Язык в боевике — носитель нормы реальности, а потому в целом он «общий», «никакой», «ничей», и даже набранный заглавными буквами текст верховного Учителя может звучать так: «неординарная ситуация», «не успеваю зафиксировать», а чудесный луч, вырывающийся из его руки, «как луч лазера», — переплетаться, «как хитроумная система сигнализации какого-нибудь банка» (ВБ, 89). На фоне этого «нулевого» уровня (тут необходим уже не филологический, а собственно социологический анализ языковых компетенций, функций серого языка и языкового клише[241], социального и культурного косноязычия, речевой неаутентичности, тавтологии и повторов — «жвачки», смыслового «заикания» — и т. п.) выделяются, с одной стороны, «речевая агрессия», «языковое понижение» (грубость, мат[242]), а с другой — средства речевого подъема, стилистический эквивалент экстатических состояний, нагнетаемые стереотипы «чужой», «выразительной» речи вроде «души» и «облаков», чаще всего стилизованные под романтическую манеру авторских отступлений Гоголя — Булгакова («Боги, боги мои!..»).
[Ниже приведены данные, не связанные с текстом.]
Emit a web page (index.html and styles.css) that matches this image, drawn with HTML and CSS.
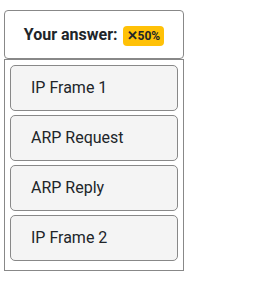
FILE: index.html
```html
<!DOCTYPE html>
<html><head>
<title>Your answer</title>
<link rel="stylesheet" href="styles.css">
</head><body>

<div class="quiz">
  <div class="result">
    <span class="label">Your answer:</span>
    <span class="badge"><span class="mark">&#x2715;</span>50%</span>
  </div>
  <div class="choices">
    <div class="choice">IP Frame 1</div>
    <div class="choice">ARP Request</div>
    <div class="choice">ARP Reply</div>
    <div class="choice">IP Frame 2</div>
  </div>
</div>

</body></html>
```

FILE: styles.css
```css
body {
  margin: 10px 0 0 4px;
  font-family: Roboto, "Liberation Sans", sans-serif;
  color: #212529;
  background: #fff;
  }
.quiz {
  width: 180px;
  }
.result {
  display: flex;
  justify-content: center;
  align-items: center;
  gap: 5px;
  height: 47px;
  border: 1px solid #888;
  border-radius: 4px;
  }
.label {
  font-size: 16px;
  font-weight: bold;
  }
.badge {
  display: inline-block;
  background-color: #ffc107;
  font-size: 12px;
  font-weight: bold;
  line-height: 1;
  padding: 3.5px 4px;
  border-radius: 4px;
  margin-top: 2px;
  }
.mark {
  font-size: 13px;
  }
.choices {
  border: 1px solid #888;
  padding: 5px;
  }
.choice {
  background-color: #f4f4f4;
  border: 1px solid #888;
  border-radius: 5px;
  margin-bottom: 4px;
  padding: 10px 20px;
  font-size: 16px;
  line-height: 24px;
  }
```
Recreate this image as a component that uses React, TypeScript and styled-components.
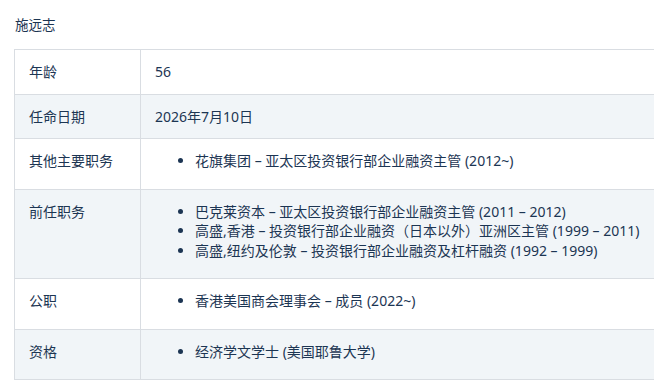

Особую, повышенную нагрузку в работе механизмов идентификации, в поддержке у читателя характерного чувства постоянного «напряжения», безостановочной «динамики» этого процесса отождествлений-растождествлений несут в боевике символы и значения «телесного» — всего связанного с ощущением и нарушением целостности тела. Функциональную нагрузку детально описанных боевых схваток и пыток, с одной стороны, и столь же детализированных эротических эпизодов, особенно у Доценко и Таранова, — с другой, я вижу именно в этом — в работе символической идентификации, в плане прагматики текстового воздействия, а не в его «тематике» и потому все-таки — не в «апологии насилия» либо «секса», как чаще всего оценивает подобные моменты идеологическая и дидактическая «реальная» критика.